There are several ways in which a net zero target can look more demanding that it actually is:

  • does it cover all greenhouse gases, or just CO2?
  • does it include emissions from international aviation and shipping (which, in principle, are regulated by international bodies)?
  • does the country intend to do everything within its own borders, or to buy 'offsets' from other, presumably poorer, countries?

Sweden's net zero target, for example, excludes international aviation - a sector whose relative share of global emissions is set to increase - and allows for a small amount of international offsetting.

Will the UK's? It's not just about loopholes; doing everything within a nation's borders assures democratic control, and also gives businesses certainty that 'zero' really does mean 'zero', with no wiggle room.

3. What are the economic costs and benefits?

When the government set the UK's existing target - cutting emissions by 80% from 1990 levels by 2050 - the cost of that was estimated at 1-2% of GDP. Since then, the price of clean technologies such as wind and solar power and batteries has fallen faster than anyone predicted. So decarbonisation so far has probably come in cheaper than predicted.

What will the Committee project this time as the cost of meeting net zero?

And what will its sum include? Will it include the benefits of a net zero transition - of less ill health due to cleaner air, of less dependence on price-volatile oil and gas, of building UK clean tech companies with export markets? These economic benefits may be hard to capture, but they're real nevertheless.

4. How will we get there?

The Committee has already set out, repeatedly, many of the policies needed to reach the existing 80% target. There's little mystery... home insulation, electric cars, countryside policies that preserve peat and forest, and so on.

But what will it say about the extra 20%? Is that more of the same, or anything radically different? Will there be uncomfortable recommendations? For example, it's sometimes claimed that cutting emissions will mean banning meat-eating and flying... so, how draconian do things look in these two areas to the Committee's experts?

And what about negative emissions - sucking carbon dioxide out of the air? What scale - and how?
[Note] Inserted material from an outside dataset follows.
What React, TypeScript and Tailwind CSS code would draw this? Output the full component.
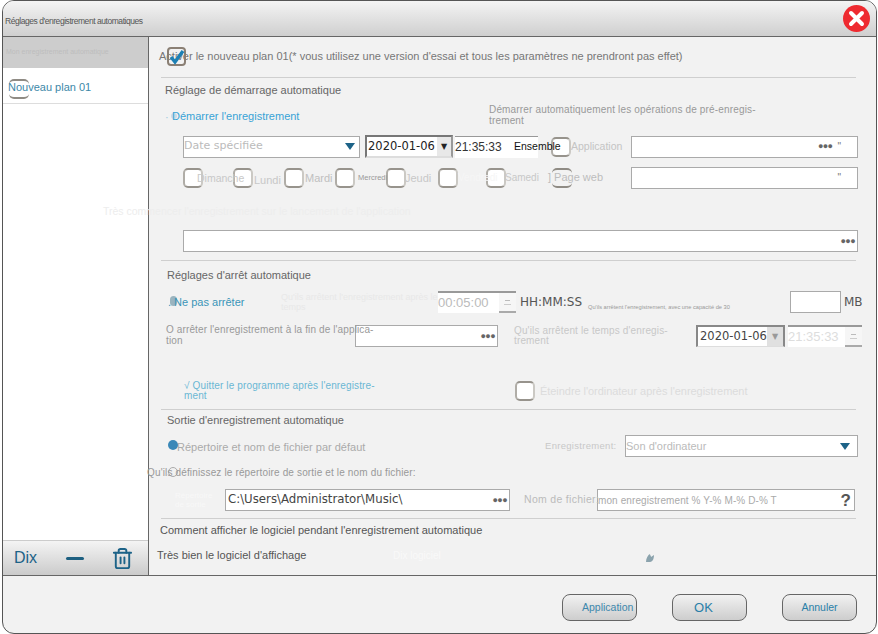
import { Trash2 } from "lucide-react";

const sans = "font-['Liberation_Sans',Arial,sans-serif]";
const dejavu = "font-['DejaVu_Sans',Verdana,sans-serif]";

function Hr() {
  return <div className="ml-[12px] h-px w-[695px] shrink-0 bg-[#cfcfcf]" />;
}

function Box({ className = "" }: { className?: string }) {
  return (
    <span
      className={`block size-[20px] shrink-0 rounded-[5px] border-2 border-[#97938c] border-l-[#b0ada7] border-r-[#cbc9c4] bg-white ${className}`}
    />
  );
}

function Dots({ className = "" }: { className?: string }) {
  return <span className={`text-[9px] font-bold leading-none tracking-[-0.6px] text-[#666] ${className}`}>●●●</span>;
}

function Field({ className = "", children }: { className?: string; children?: React.ReactNode }) {
  return (
    <div className={`flex h-[22px] shrink-0 items-center border border-[#aaa] bg-white ${className}`}>{children}</div>
  );
}

function Caret({ className = "" }: { className?: string }) {
  return (
    <svg width="10" height="7" viewBox="0 0 10 7" className={`ml-auto shrink-0 ${className}`}>
      <path d="M0 0h10L5 7z" fill="#1d6388" />
    </svg>
  );
}

function Spin() {
  return (
    <span className="ml-auto flex h-full w-[17px] shrink-0 flex-col items-center justify-center gap-[3px] border-b-2 border-[#aaa] bg-[#f6f6f6]">
      <span className="h-px w-[5px] bg-[#bbb]" />
      <span className="h-px w-[7px] bg-[#ccc]" />
    </span>
  );
}

const days = [
  { w: "w-[50px]", label: "Dimanche", cls: "left-[14px] top-[3px] text-[10.5px] text-[#c8c8c8]" },
  { w: "w-[51px]", label: "Lundi", cls: "left-[21px] top-[5px] text-[11px] text-[#c8c8c8]" },
  { w: "w-[51px]", label: "Mardi", cls: "left-[21px] top-[3px] text-[11px] text-[#c0c0c0]" },
  { w: "w-[51px]", label: "Mercredi", cls: "left-[23px] top-[3px] text-[7.5px] text-[#999]" },
  { w: "w-[52px]", label: "Jeudi", cls: "left-[19px] top-[3px] text-[11px] text-[#c8c8c8]" },
  { w: "w-[48px]", label: "Vendredi", cls: "left-[20px] top-[3px] text-[10px] text-[#f6f6f6]" },
  { w: "w-[66px]", label: "Samedi", cls: "left-[19px] top-[3px] text-[10px] text-[#c8c8c8]" },
];

export default function App() {
  return (
    <div className={`h-[634px] w-[878px] overflow-hidden bg-white pl-[2px] ${sans}`}>
      <div className="flex h-[634px] w-[875px] flex-col overflow-hidden rounded-[12px] border border-[#555] bg-[#f2f2f2]">
        {/* title bar */}
        <div className="flex h-[36px] shrink-0 items-center justify-between border-b border-[#666] bg-gradient-to-b from-[#f4f4f4] to-[#cfcfcf] pl-[2px] pr-[6px]">
          <span className="mt-[6px] text-[8.5px] tracking-[-0.45px] text-[#555]">Réglages d'enregistrement automatiques</span>
          <svg width="27" height="27" viewBox="0 0 27 27" className="mb-[1px]">
            <circle cx="13.5" cy="13.5" r="13.5" fill="#ee2a30" />
            <path d="M8 8l11 11M19 8L8 19" stroke="#fff" strokeWidth="4" strokeLinecap="round" />
          </svg>
        </div>

        <div className="flex min-h-0 flex-1">
          {/* plan list */}
          <div className="flex w-[146px] shrink-0 flex-col border-r border-[#666] bg-white">
            <div className="flex h-[31px] shrink-0 items-center bg-[#cdcdcd] pl-[3px] text-[7px] text-[#bdbdbd]">
              Mon enregistrement automatique
            </div>
            <div className="relative flex h-[36px] shrink-0 items-center border-b border-[#ddd] pl-[5px] pt-[4px] text-[11px] text-[#3d88a8]">
              <span className="absolute left-[6px] top-[11px] h-[20px] w-[20px] rounded-[5px] border-y-2 border-[#8f8b84]" />
              <span className="relative">Nouveau plan 01</span>
            </div>
            <div className="flex-1" />
            <div className="flex h-[35px] shrink-0 items-center border-t border-[#ccc] bg-gradient-to-b from-[#f4f4f4] to-[#cbcbcb] pl-[11px] text-[16px] text-[#1d6388]">
              <span className="w-[52px]">Dix</span>
              <span className="h-[3px] w-[18px] rounded-full bg-[#1d5f80]" />
              <Trash2 size={23} strokeWidth={2} className="ml-[27px]" />
            </div>
          </div>

          {/* settings */}
          <div className="flex w-[728px] shrink-0 flex-col text-[11px] text-[#666]">
            <div className="relative h-[40px] shrink-0 pl-[10px] pt-[11px] leading-[16px] text-[#777]">
              <span>Activer le nouveau plan 01(* vous utilisez une version d'essai et tous les paramètres ne prendront pas effet)</span>
              <span className="absolute left-[18px] top-[10px] flex size-[19px] items-center justify-center rounded-[4px] border-2 border-[#8a7f74]">
                <svg width="18" height="16" viewBox="0 0 18 16" className="shrink-0">
                  <path d="M3 8l4 5 8-11" fill="none" stroke="#1d80b4" strokeWidth="3.4" />
                </svg>
              </span>
            </div>
            <Hr />

            <div className="flex h-[24px] shrink-0 items-center pl-[16px] text-[#666]">Réglage de démarrage automatique</div>
            <div className="flex h-[33px] shrink-0">
              <div className="relative w-[340px] pl-[23px] pt-[6px] leading-[16px] text-[#38a3d6]">
                <span className="absolute left-[16px] top-[7px] text-[#9fc7dc]">·</span>
                <span className="absolute left-[22px] top-[11px] size-[6px] rounded-full bg-[#c9dbe6]" />
                <span className="relative">Démarrer l'enregistrement</span>
              </div>
              <div className="pt-[3px] text-[10px] leading-[10.5px] tracking-[0.16px] text-[#999]">
                Démarrer automatiquement les opérations de pré-enregis-
                <br />
                trement
              </div>
            </div>

            <div className="flex h-[23px] shrink-0 items-center pl-[34px]">
              <Field className={`w-[177px] text-[11px] text-[#bbb] ${dejavu}`}>
                <span>Date spécifiée</span>
                <Caret className="mr-[4px]" />
              </Field>
              <div className={`ml-[5px] flex h-[23px] w-[88px] shrink-0 items-center border-2 border-[#777] border-b-[#ddd] border-r-[#999] bg-white pl-[1px] text-[11.5px] text-[#222] ${dejavu}`}>
                <span className="whitespace-nowrap">2020-01-06</span>
                <span className="ml-auto flex h-full w-[14px] shrink-0 items-center justify-center bg-[#e8e8e8] text-[8px] text-[#222]">▼</span>
              </div>
              <div className="ml-[2px] flex h-[22px] w-[83px] shrink-0 items-center border-t border-[#999] bg-white text-[12px] text-[#333]">
                <span>21:35:33</span>
              </div>
              <span className="relative z-10 ml-[-24px] w-[37px] whitespace-nowrap text-[10.5px] text-[#111]">Ensemble</span>
              <Box />
              <span className="w-[60px] text-[10.5px] text-[#c4c4c4]">Application</span>
              <Field className="w-[227px] pr-[16px]">
                <Dots className="ml-auto" />
                <span className="ml-[5px] text-[10px] leading-none text-[#777]">"</span>
              </Field>
            </div>

            <div className="mt-[9px] flex h-[22px] shrink-0 items-center pl-[34px]">
              {days.map((d) => (
                <div key={d.label} className={`relative h-[22px] shrink-0 pt-[1px] ${d.w}`}>
                  <Box />
                  <span className={`absolute z-10 whitespace-nowrap leading-[16px] ${d.cls}`}>{d.label}</span>
                </div>
              ))}
              <div className="relative flex h-[22px] w-[79px] shrink-0 pt-[1px]">
                <span className="block size-[20px] rounded-[5px] border-y-2 border-[#8f8b84]" />
                <span className="absolute left-[-4px] top-[2px] whitespace-nowrap text-[#bdbdbd]">] Page web</span>
              </div>
              <Field className="w-[227px] pr-[16px]">
                <span className="ml-auto text-[10px] leading-none text-[#777]">"</span>
              </Field>
            </div>

            <div className="relative z-10 ml-[-46px] flex h-[41px] shrink-0 items-center whitespace-nowrap pt-[4px] text-[10.5px] text-[#ededed]">
              Très commencer l'enregistrement sur le lancement de l'application
            </div>
            <Field className="ml-[34px] w-[675px] justify-end pr-[2px]">
              <Dots />
            </Field>
            <div className="h-[8px] shrink-0" />
            <Hr />

            <div className="flex h-[29px] shrink-0 items-center pl-[18px] text-[#666]">Réglages d'arrêt automatique</div>
            <div className="mt-[1px] flex h-[22px] shrink-0 items-center">
              <div className="relative w-[132px] shrink-0 pl-[19px] text-[#3a95b8]">
                <span className="absolute left-[21px] top-[2px] h-[10px] w-[7px] rounded-full bg-[#9ab4bf]" />
                <span className="relative">. Ne pas arrêter</span>
              </div>
              <span className="w-[157px] shrink-0 text-[9px] leading-[10px] text-[#e8e8e8]">
                Qu'ils arrêtent l'enregistrement après le temps
              </span>
              <div className="flex h-[22px] w-[78px] shrink-0 items-center border-t-2 border-[#999] bg-white text-[13px] text-[#bbb]">
                <span>00:05:00</span>
                <Spin />
              </div>
              <span className={`ml-[4px] w-[68px] shrink-0 text-[12px] text-[#555] ${dejavu}`}>HH:MM:SS</span>
              <span className="mt-[10px] w-[202px] shrink-0 whitespace-nowrap text-[5.7px] text-[#999]">
                Qu'ils arrêtent l'enregistrement, avec une capacité de 30
              </span>
              <Field className="w-[51px]" />
              <span className={`ml-[3px] text-[12px] text-[#555] ${dejavu}`}>MB</span>
            </div>

            <div className="mt-[12px] flex h-[22px] shrink-0 items-center">
              <div className="relative z-10 ml-[17px] mt-[-2px] w-[189px] shrink-0 text-[10px] leading-[11px] tracking-[0.12px] text-[#999]">
                <div className="whitespace-nowrap">O arrêter l'enregistrement à la fin de l'applica-</div>
                <div>tion</div>
              </div>
              <Field className="w-[143px] justify-end pr-[2px]">
                <Dots />
              </Field>
              <div className="ml-[16px] w-[182px] shrink-0 text-[10px] leading-[10px] tracking-[0.14px] text-[#c8c8c8]">
                Qu'ils arrêtent le temps d'enregis-
                <br />
                trement
              </div>
              <div className={`flex h-[22px] w-[89px] shrink-0 items-center border-x-2 border-t-2 border-[#888] border-b border-b-[#ddd] bg-white pl-[2px] text-[11.5px] text-[#444] ${dejavu}`}>
                <span className="whitespace-nowrap">2020-01-06</span>
                <span className="ml-auto flex h-full w-[16px] shrink-0 items-center justify-center bg-[#e0e0e0] text-[8px] text-[#999]">▼</span>
              </div>
              <div className="ml-[3px] flex h-[22px] w-[74px] shrink-0 items-center border-t-2 border-[#999] bg-white text-[13px] text-[#ddd]">
                <span className="whitespace-nowrap">21:35:33</span>
                <Spin />
              </div>
            </div>

            <div className="mt-[33px] flex h-[22px] shrink-0 items-center">
              <div className="ml-[35px] w-[331px] shrink-0 text-[10px] leading-[10px] tracking-[0.13px] text-[#6ab7d4]">
                √ Quitter le programme après l'enregistre-
                <br />
                ment
              </div>
              <Box />
              <span className="ml-[5px] tracking-[-0.05px] text-[#dcdcdc]">Éteindre l'ordinateur après l'enregistrement</span>
            </div>
            <div className="h-[7px] shrink-0" />
            <Hr />

            <div className="flex h-[21px] shrink-0 items-center pl-[18px] text-[#666]">Sortie d'enregistrement automatique</div>
            <div className="mt-[4px] flex h-[22px] shrink-0 items-center">
              <div className="relative w-[396px] shrink-0 pl-[28px] pt-[2px] text-[#aaa]">
                <span className="absolute left-[19px] top-[3px] size-[10px] rounded-full bg-[#3a88b8]" />
                Répertoire et nom de fichier par défaut
              </div>
              <span className="w-[80px] shrink-0 text-[9.5px] tracking-[0.3px] text-[#c8c8c8]">Enregistrement:</span>
              <Field className="w-[233px] pt-[1px] text-[#bbb]">
                <span>Son d'ordinateur</span>
                <Caret className="mr-[7px]" />
              </Field>
            </div>
            <div className="relative z-10 ml-[-2px] flex h-[30px] shrink-0 items-center whitespace-nowrap text-[10px] tracking-[0.15px] text-[#999]">
              <span className="absolute left-[21px] top-[10px] size-[10px] rounded-full border border-[#aaa]" />
              <span className="relative">Qu'ils définissez le répertoire de sortie et le nom du fichier:</span>
            </div>
            <div className="mt-[2px] flex h-[22px] shrink-0 items-center">
              <span className="ml-[26px] w-[50px] shrink-0 text-[8px] leading-[9px] text-[#f8f8f8]">
                Répertoire
                <br />
                de sortie
              </span>
              <Field className="w-[285px] pl-[2px] pr-[2px]">
                <span className={`text-[11.75px] text-[#444] ${dejavu}`}>C:\Users\Administrator\Music\</span>
                <Dots className="ml-auto" />
              </Field>
              <span className="relative z-10 ml-[14px] w-[73px] shrink-0 whitespace-nowrap text-[10.5px] tracking-[0.3px] text-[#bbb]">Nom de fichier:</span>
              <Field className="w-[258px] pr-[3px]">
                <span className="whitespace-nowrap text-[10px] tracking-[0.1px] text-[#aaa]">mon enregistrement % Y-% M-% D-% T</span>
                <span className="ml-auto text-[17px] font-bold leading-none text-[#555]">?</span>
              </Field>
            </div>
            <div className="h-[7px] shrink-0" />
            <Hr />

            <div className="flex h-[22px] shrink-0 items-center pl-[11px] text-[#555]">
              Comment afficher le logiciel pendant l'enregistrement automatique
            </div>
            <div className="flex h-[28px] shrink-0 items-center pl-[8px] text-[#555]">
              <span className="w-[236px] shrink-0">Très bien le logiciel d'affichage</span>
              <span className="w-[252px] shrink-0 text-[10px] text-[#f9f9f9]">Dix logiciel</span>
              <svg width="10" height="10" viewBox="0 0 10 10" className="mt-[5px] shrink-0">
                <path d="M1 9C1 5 3 2 5 1c0 2 1 1 1 3 1-1 2-1 3-2 0 3-1 7-4 7z" fill="#8ba3ad" />
              </svg>
            </div>
          </div>
        </div>

        {/* footer */}
        <div className="flex h-[58px] shrink-0 items-start border-t border-[#666] pl-[559px] pt-[18px]">
          <button className="h-[27px] w-[75px] rounded-[8px] border border-[#666] bg-gradient-to-b from-[#f2f2f2] to-[#cdcdcd] pl-[19px] pr-0 text-left text-[10.5px] text-[#3d88ad]">
            Application
          </button>
          <button className="ml-[35px] h-[27px] w-[75px] rounded-[8px] border border-[#666] bg-gradient-to-b from-[#f2f2f2] to-[#cdcdcd] pr-[12px] text-[13px] text-[#2a7fa8]">
            OK
          </button>
          <button className="ml-[35px] h-[27px] w-[75px] rounded-[8px] border border-[#666] bg-gradient-to-b from-[#f2f2f2] to-[#cdcdcd] text-[10.5px] text-[#2a7fa8]">
            Annuler
          </button>
        </div>
      </div>
    </div>
  );
}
One thing we can definitely expect the Committee to say is that a net zero target means nothing without the policies to achieve it. This will mean action in all areas of the economy and thus most government departments.

5. What reaction?

It's no secret that the Committee has been preparing to recommend a net zero target. So anyone seriously opposed has had plenty of time to get their ducks in a row.

Business group the CBI 'fully supports' the adoption of a net zero target. Image: City AM

And yet... there has been hardly a peep. For business, the CBI is supportive, seeing big opportunities ahead for UK plc - provided government puts adequate policies in place. And other businesses in the UK, in Europe and globally, such as the giant shipping line Maersk, have pledged to phase out their own contribution to climate change by 2050.

The National Farmers' Union has gone further, declaring a desire to make UK agriculture "net zero across all greenhouse gas inventories by 2040 or before" - again, contingent on adequate policymaking.

Of the 100+ responses the CCC received to its Call for Evidence on the net zero target, not a single business group opposed the concept. Many ask for a level international playing field or use of offsets - but on the rationale, there's nothing.

Nearly 200 MPs from all parties, co-ordinated by Conservative Simon Clarke, have signed a letter to the Prime Minister asking for a net zero target 'before 2050'.

The British public seems to agree, with two-thirds supporting the idea of ending Britain's greenhouse gas output within a few decades.

It's a remarkable consensus, and one that ministers will surely bear in mind as they decide their response to the Committee's advice.